Far-right groups like Moms for Liberty say they speak for parents, a proposition that’s always been dubious. As they push for book bans, whitewash American history, and try to drive LGBTQ+ teachers and students back into the closet, they’ve made plenty of enemies. Parents, especially mothers, have gone head to head with Moms for Liberty and the candidates it backs, stunting the far right’s march through local school boards. That trend was particularly apparent on Tuesday evening when anti-diversity candidates lost a number of pivotal school-board races across the nation.
When Moms for Liberty assaults protections for LGBTQ+ children in public schools, and threatens to out trans children to families that may not be welcoming, they do so with specious arguments about “parental rights.” Nobody wants to co-parent with the government, they argue, and parents have a right to know what their children are doing in school. Members have backed policies that would prevent teachers from covering LGBTQ+ topics in the classroom, ban trans girls from playing school sports, and notify parents if a child requests a name change at school. Those policies place LGBTQ+ students — and educators — at risk. Tuesday’s school-board races tested the nation’s priorities: Did voters want culture war or did they want candidates focused more on the work of education? The answer is a blow for Moms for Liberty and their larger platform.
In Virginia, the Republican governor, Glenn Youngkin, had credited his 2021 victory to the parental-rights movement. A day before the election, he was in Loudoun County, making another parental-rights appeal. Not only did liberals hold onto the school board there, Democrats kept the state Senate and flipped the state House thanks to an emphasis on protecting abortion rights. Conservatives fared little better elsewhere. Democrats swept school-board races in Central Bucks, a Pennsylvania community that, like Loudoun County, has been roiled by culture-war debates. The Daily Beast reported that in Iowa, voters in the Linn-Mar School District rejected three candidates backed by Moms for Liberty. The group’s candidates also failed to win races in Mount Vernon, Cedar Rapids, and West Des Moines.

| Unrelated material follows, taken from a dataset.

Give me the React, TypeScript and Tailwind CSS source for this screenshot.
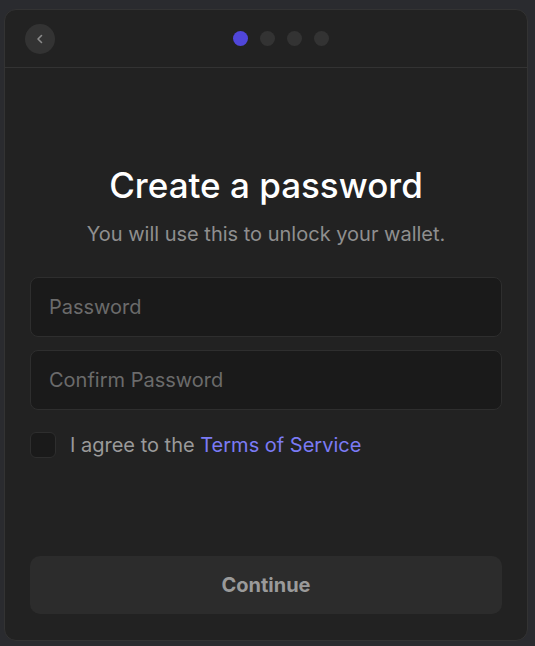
import React from "react";

export default function App() {
  return (
    <div
      className="w-[535px] h-[646px] bg-[#2a2b2f] pl-[4px] pt-[9px]"
      style={{ fontFamily: "Inter, 'Noto Sans', sans-serif" }}
    >
      <div className="w-[524px] h-[632px] rounded-[12px] border border-[#333333] bg-[#222222] flex flex-col">
        <div className="h-[58px] border-b border-[#333333] flex items-center pl-[20px]">
          <button className="w-[30px] h-[30px] rounded-full bg-[#333333] flex items-center justify-center">
            <svg width="10" height="10" viewBox="0 0 10 10" fill="none">
              <path d="M6.5 1.5 L3 5 L6.5 8.5" stroke="#8a8a8a" strokeWidth="1.6" strokeLinecap="round" strokeLinejoin="round" />
            </svg>
          </button>
          <div className="ml-[178px] flex items-center gap-[12px]">
            <div className="w-[15px] h-[15px] rounded-full bg-[#5046d9]" />
            <div className="w-[15px] h-[15px] rounded-full bg-[#333333]" />
            <div className="w-[15px] h-[15px] rounded-full bg-[#333333]" />
            <div className="w-[15px] h-[15px] rounded-full bg-[#333333]" />
          </div>
        </div>
        <div className="flex-1 flex flex-col px-[25px] pt-[96px] pb-[26px]">
          <h1 className="text-[35px] leading-[42px] font-medium text-white text-center">Create a password</h1>
          <p className="mt-[14px] text-[20px] leading-[28px] text-[#8f8f8f] text-center">
            You will use this to unlock your wallet.
          </p>
          <div className="mt-[29px] flex flex-col gap-[13px]">
            <input
              type="password"
              placeholder="Password"
              className="h-[60px] w-full rounded-[8px] border border-[#2e2e2e] bg-[#1a1a1a] px-[18px] text-[20px] text-white placeholder:text-[#6b6b6b] outline-none"
            />
            <input
              type="password"
              placeholder="Confirm Password"
              className="h-[60px] w-full rounded-[8px] border border-[#2e2e2e] bg-[#1a1a1a] px-[18px] text-[20px] text-white placeholder:text-[#6b6b6b] outline-none"
            />
          </div>
          <div className="mt-[22px] flex items-center gap-[14px]">
            <div className="w-[26px] h-[26px] rounded-[6px] border border-[#2e2e2e] bg-[#1a1a1a]" />
            <span className="text-[20px] leading-[26px] text-[#9a9a9a]">
              I agree to the <span className="text-[#7b7bf5]">Terms of Service</span>
            </span>
          </div>
          <button className="mt-auto h-[58px] w-full rounded-[10px] bg-[#2c2c2c] text-[20px] font-bold text-[#9a9a9a]">
            Continue
          </button>
        </div>
      </div>
    </div>
  );
}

Four Moms for Liberty candidates lost races in Minnesota’s Rosemount-Apple Valley-Eagan School District.
Though this isn’t a comprehensive accounting of all the school-board races that were up for grabs, the conservative losses do reinforce a trend. Moms for Liberty makes much of its gains, and with deep pockets and deep ties to the Republican Party, they aren’t quite a paper tiger. Voters, though, aren’t entirely sold on their agenda. Zoom out from school-board races, and the anti-trans backlash failed at the state level, too: In the Kentucky governor’s race, Democrat Andy Beshear won reelection with a record that included vetoes of anti-trans bills. Beshear’s positions on LGBTQ+ issues may not have mattered as much as his stance on protecting abortion rights or the handling of various crises facing his state.
Banning books about LGBTQ+ issues or racism is somewhat popular with Republican voters, but like much of the GOP’s culture-war turn, they alienate other voters. According to polling from YouGov, independent and Democratic voters don’t want to ban books from school libraries and are much less likely to think that certain topics should be banned from classrooms, too. Moms for Liberty and the parental rights cause they celebrate may appeal to the base, but it’s not yet a winning formula. That’s good news for parents, educators, and students alike.